Aburto Oropeza said “the problem is we don’t have enough fully protected marine areas. The U.S. has around 1,000 Marine Protected Areas, and only 1.2 percent are fully protected. … We need to put more efforts to increase these fully protected areas.”
“Fully protected” means nothing can be extracted from the marine area. State marine reserves are fully protected. State marine conservation areas are slightly more permissive, allowing some commercial fishing, for example.
‘30x30’
To protect biodiversity and strengthen climate resilience, “scientists believe we must conserve at least 30 percent of ... land and [coastal] waters by 2030, a global goal known as ‘30x30,’” Atkins said. The impact of MPAs on climate change is integral to that, she said.
A 30x30 conservation area is defined by the California Natural Resources Agency as “land and coastal water ... durably protected and managed to sustain functional ecosystems, both intact and restored, and the diversity of life that they support.”
California Gov. Gavin Newsom committed to the 30x30 program in 2020; the state Legislature dedicated about $768 million in the budget this year to advance 30x30’s goals.
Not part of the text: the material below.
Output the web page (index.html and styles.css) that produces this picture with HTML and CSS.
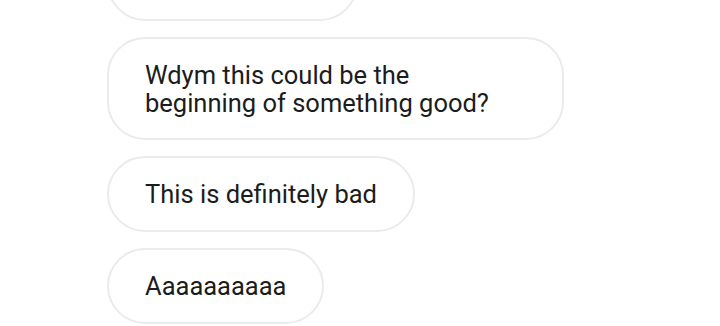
FILE: index.html
```html
<!DOCTYPE html>
<html lang="en">
<head>
    <meta charset="UTF-8">
    <title>Messages</title>
    <link rel="stylesheet" href="styles.css">
</head>
<body>
    <div class="thread">
        <div class="bubble">Okay okay okay</div>
        <div class="bubble bubble-wide">Wdym this could be the<br>beginning of something good?</div>
        <div class="bubble">This is definitely bad</div>
        <div class="bubble">Aaaaaaaaaa</div>
    </div>
</body>
</html>
```

FILE: styles.css
```css
* {
    margin: 0;
    padding: 0;
    box-sizing: border-box;
}

body {
    font-family: Roboto, 'Noto Sans', sans-serif;
    background: #fff;
    color: #1c1c1c;
    overflow: hidden;
}

.thread {
    display: flex;
    flex-direction: column;
    align-items: flex-start;
    gap: 16px;
    margin-top: -55px;
    padding-left: 107px;
}

.bubble {
    border: 2px solid #ebebeb;
    border-radius: 38px;
    padding: 22px 36px;
    font-size: 25.5px;
    line-height: 28px;
    background: #fff;
}

.bubble-wide {
    width: 457px;
    padding-bottom: 21px;
}
```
“This funding is going to enable local and regional groups … to expand environmental conservation across the state and expand practices that meet our climate, biodiversity and equitable access goals,” Atkins said.
No borders to MPA success
Murray noted that the Matlahuayl reserve is “one of the only Marine Protected Areas to be named in a local tribal language” and that “we have seen tribes demonstrating incredible, extraordinary strength and power and leadership in multiple ocean and coastal venues.”
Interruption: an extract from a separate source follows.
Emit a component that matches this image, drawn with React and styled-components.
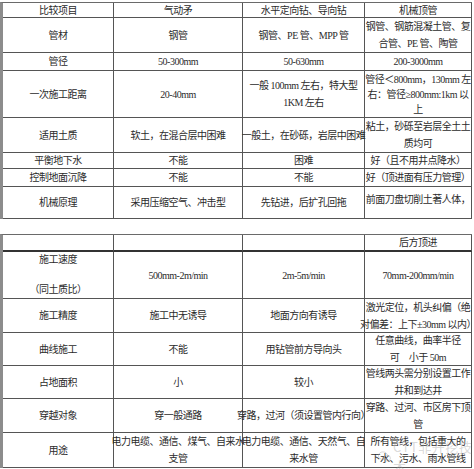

“When all of us come together … with our knowledge bases, we’re strong … we are unbreakable,” said Stan Rodriguez of the Santa Ysabel Band of the Iipay Nation.
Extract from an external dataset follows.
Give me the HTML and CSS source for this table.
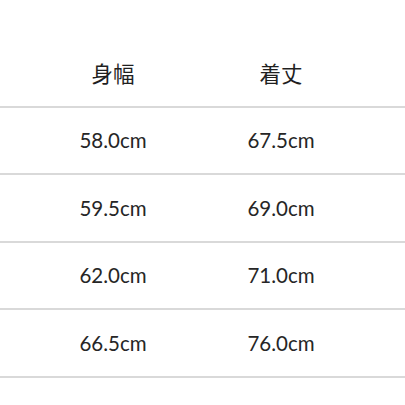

The success of MPAs also is due to cross-border cooperation, Aburto Oropeza said.
“Many ecosystems like the ones we have here in California, like kelp forests, don’t stop at the borders,” he said. “We need to create more efforts to bring different governments to work and tackle these issues in a collaborative way.”
Ecology and economy
Some have warned of serious economic harm from regulations and other policy measures aimed at reducing greenhouse gas emissions to fight climate change.
But Murray said the drive to protect against climate change is not at odds with protecting the economy.
The past 10 years of MPAs are “proof of concept that we can have a network of Marine Protected Areas and have a $43 billion ocean economy,” she said. “We can have the fifth-biggest economy in the world and have protections in our water.”
“I’m proud to see what we can do at a local level and at the international level,” Murray added.
The next wave

Wade Crowfoot, secretary of the California Natural Resources Agency, said the MPA network will soon undergo a review of the past decade, during which leaders will discuss the MPAs’ progress and their influence on climate change.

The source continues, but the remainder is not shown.